• DESCRIPTION OF THE TASK
Of the lines in the entries, how many hold the word "screenshot"? Give that number alone.

• RECORDS FOR THE TASK
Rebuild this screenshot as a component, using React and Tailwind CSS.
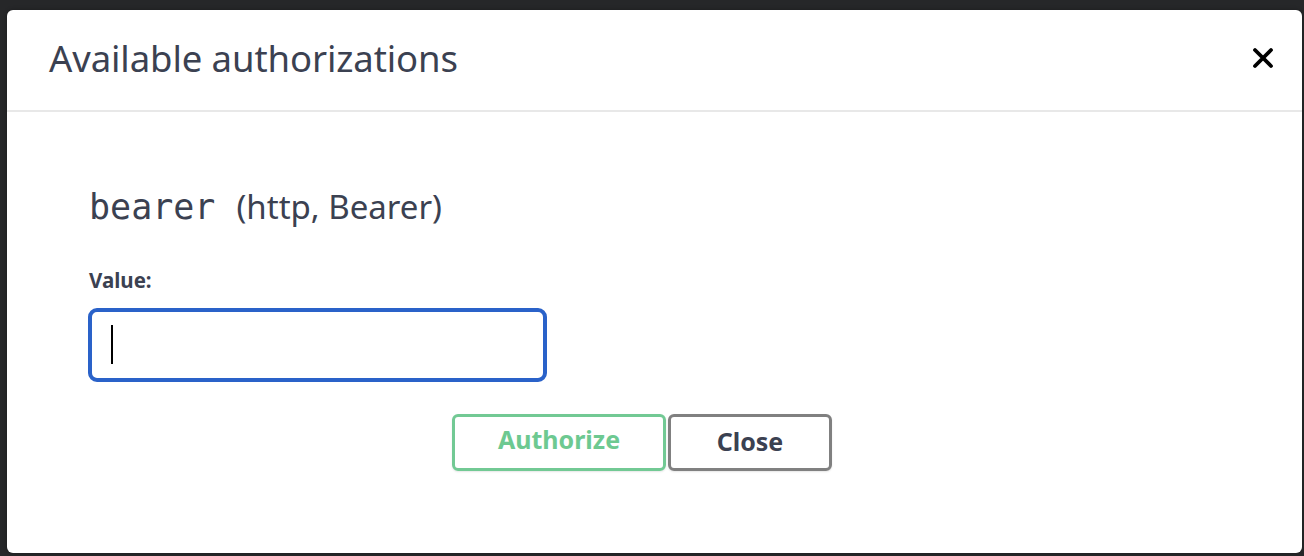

...

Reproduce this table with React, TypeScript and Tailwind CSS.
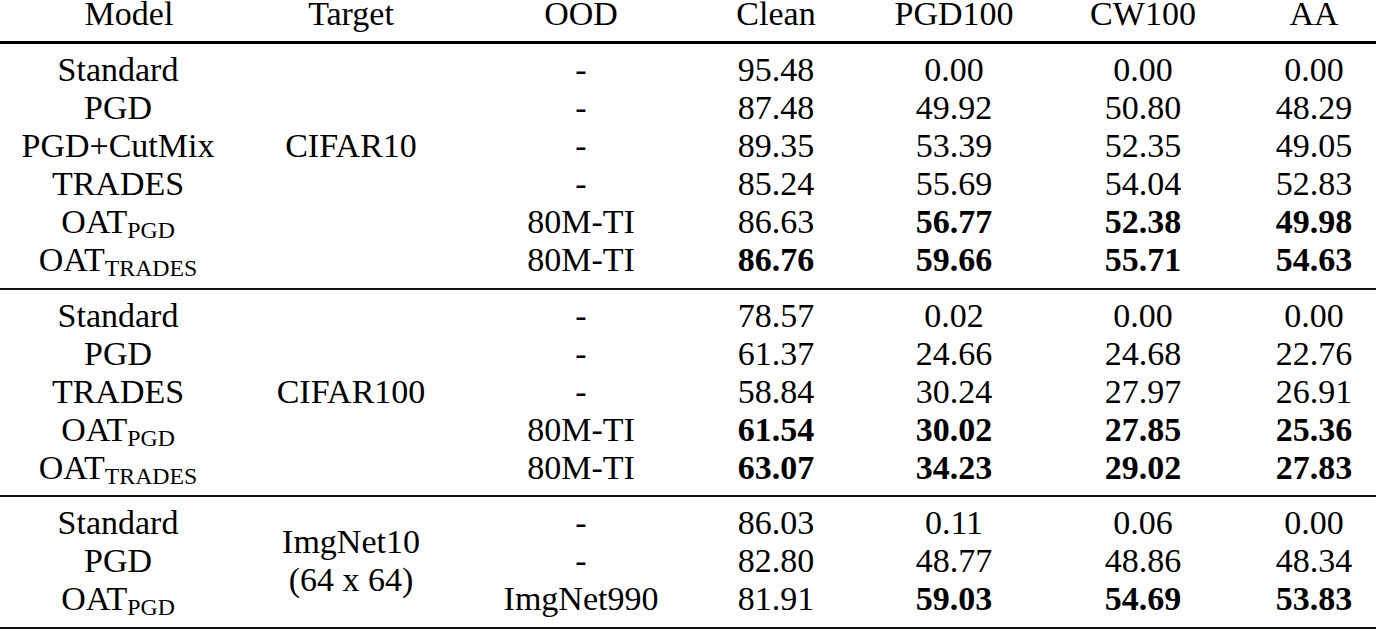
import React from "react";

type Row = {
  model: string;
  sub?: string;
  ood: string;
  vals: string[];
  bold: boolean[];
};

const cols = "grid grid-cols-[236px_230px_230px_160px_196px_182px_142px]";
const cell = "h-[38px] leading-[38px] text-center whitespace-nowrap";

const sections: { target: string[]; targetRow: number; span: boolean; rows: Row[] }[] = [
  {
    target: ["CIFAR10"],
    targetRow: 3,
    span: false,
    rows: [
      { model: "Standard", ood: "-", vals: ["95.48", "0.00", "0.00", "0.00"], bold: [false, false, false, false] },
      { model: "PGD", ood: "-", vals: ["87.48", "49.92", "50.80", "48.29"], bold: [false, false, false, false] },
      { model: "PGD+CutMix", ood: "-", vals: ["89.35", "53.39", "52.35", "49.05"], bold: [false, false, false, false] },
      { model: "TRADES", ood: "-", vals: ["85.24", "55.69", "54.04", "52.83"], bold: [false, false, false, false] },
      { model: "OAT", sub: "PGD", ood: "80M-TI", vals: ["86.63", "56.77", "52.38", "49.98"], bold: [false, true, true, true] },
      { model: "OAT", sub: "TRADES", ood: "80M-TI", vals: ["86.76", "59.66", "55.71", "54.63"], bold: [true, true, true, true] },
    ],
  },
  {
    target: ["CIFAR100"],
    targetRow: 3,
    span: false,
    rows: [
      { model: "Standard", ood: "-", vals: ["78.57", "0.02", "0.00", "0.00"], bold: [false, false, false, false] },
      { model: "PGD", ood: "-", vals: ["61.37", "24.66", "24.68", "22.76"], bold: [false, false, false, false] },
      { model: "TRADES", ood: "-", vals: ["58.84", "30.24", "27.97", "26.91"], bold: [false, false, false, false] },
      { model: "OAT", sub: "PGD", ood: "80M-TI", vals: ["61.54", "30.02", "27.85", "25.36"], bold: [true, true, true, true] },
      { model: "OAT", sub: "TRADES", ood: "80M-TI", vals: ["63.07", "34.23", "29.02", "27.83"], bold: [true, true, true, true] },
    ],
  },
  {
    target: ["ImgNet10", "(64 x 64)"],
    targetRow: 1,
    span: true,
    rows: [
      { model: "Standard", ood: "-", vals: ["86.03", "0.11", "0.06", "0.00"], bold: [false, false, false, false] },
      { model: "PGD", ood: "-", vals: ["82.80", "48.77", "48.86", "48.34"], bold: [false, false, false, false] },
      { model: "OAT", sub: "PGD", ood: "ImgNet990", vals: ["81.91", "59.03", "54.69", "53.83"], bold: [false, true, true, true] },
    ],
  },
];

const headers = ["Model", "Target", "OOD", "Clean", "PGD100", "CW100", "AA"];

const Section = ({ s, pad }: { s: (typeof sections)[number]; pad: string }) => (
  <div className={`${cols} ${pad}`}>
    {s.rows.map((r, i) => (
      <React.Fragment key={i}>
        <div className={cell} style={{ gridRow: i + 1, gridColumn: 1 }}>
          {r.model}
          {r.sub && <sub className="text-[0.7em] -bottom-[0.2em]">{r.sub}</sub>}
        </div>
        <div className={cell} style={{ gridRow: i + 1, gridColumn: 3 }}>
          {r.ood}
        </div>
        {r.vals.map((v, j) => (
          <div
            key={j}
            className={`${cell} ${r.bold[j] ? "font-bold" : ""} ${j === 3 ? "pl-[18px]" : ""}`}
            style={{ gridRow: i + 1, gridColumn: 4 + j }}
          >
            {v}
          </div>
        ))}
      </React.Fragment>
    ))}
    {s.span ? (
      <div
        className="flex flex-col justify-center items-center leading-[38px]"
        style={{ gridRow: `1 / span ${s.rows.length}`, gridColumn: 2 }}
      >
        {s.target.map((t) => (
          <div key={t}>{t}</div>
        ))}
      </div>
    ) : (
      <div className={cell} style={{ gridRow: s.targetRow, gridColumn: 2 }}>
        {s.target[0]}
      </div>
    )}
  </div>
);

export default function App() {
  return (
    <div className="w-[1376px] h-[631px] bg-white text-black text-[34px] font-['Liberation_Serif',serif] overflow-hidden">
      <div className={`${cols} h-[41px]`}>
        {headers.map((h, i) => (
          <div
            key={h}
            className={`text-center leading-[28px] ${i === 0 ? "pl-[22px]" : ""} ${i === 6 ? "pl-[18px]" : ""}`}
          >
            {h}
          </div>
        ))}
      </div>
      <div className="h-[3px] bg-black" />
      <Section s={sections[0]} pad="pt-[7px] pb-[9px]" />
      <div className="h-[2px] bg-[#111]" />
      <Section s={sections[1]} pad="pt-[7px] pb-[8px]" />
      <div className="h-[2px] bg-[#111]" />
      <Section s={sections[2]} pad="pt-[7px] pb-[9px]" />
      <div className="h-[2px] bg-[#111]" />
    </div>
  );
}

--

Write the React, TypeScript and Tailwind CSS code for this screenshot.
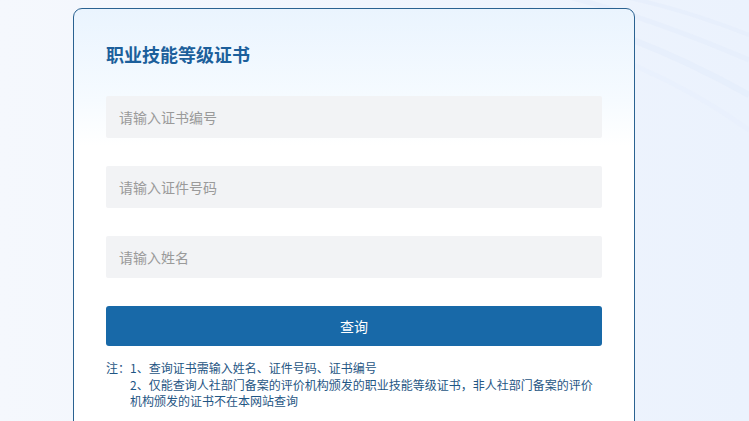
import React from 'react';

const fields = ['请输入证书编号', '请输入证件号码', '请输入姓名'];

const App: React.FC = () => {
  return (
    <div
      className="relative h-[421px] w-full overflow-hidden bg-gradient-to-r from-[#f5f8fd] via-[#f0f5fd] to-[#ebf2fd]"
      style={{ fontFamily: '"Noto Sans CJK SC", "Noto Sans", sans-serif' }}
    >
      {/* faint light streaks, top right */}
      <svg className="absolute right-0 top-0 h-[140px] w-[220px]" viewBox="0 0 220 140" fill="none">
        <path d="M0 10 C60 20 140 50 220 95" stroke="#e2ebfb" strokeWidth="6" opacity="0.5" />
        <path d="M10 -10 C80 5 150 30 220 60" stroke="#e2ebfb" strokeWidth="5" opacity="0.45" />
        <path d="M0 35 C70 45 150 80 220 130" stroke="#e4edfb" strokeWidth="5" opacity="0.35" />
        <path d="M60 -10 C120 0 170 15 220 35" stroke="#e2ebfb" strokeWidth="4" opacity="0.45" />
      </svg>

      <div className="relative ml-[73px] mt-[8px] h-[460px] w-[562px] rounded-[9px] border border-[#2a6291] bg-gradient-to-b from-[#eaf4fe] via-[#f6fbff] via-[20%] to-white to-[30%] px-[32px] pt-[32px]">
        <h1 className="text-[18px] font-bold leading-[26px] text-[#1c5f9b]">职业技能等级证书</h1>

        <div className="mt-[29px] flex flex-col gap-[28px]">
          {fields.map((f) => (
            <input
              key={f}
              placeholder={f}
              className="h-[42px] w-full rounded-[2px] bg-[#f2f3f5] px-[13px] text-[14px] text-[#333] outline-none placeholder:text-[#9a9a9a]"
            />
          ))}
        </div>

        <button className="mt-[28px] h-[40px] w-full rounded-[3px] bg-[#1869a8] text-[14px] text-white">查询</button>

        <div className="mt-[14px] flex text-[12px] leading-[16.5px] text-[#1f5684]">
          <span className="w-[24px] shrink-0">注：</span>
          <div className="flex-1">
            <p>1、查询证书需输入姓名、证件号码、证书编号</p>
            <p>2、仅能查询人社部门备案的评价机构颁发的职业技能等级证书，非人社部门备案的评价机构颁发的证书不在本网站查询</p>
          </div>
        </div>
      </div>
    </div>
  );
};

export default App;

• WRITTEN RESPONSE
2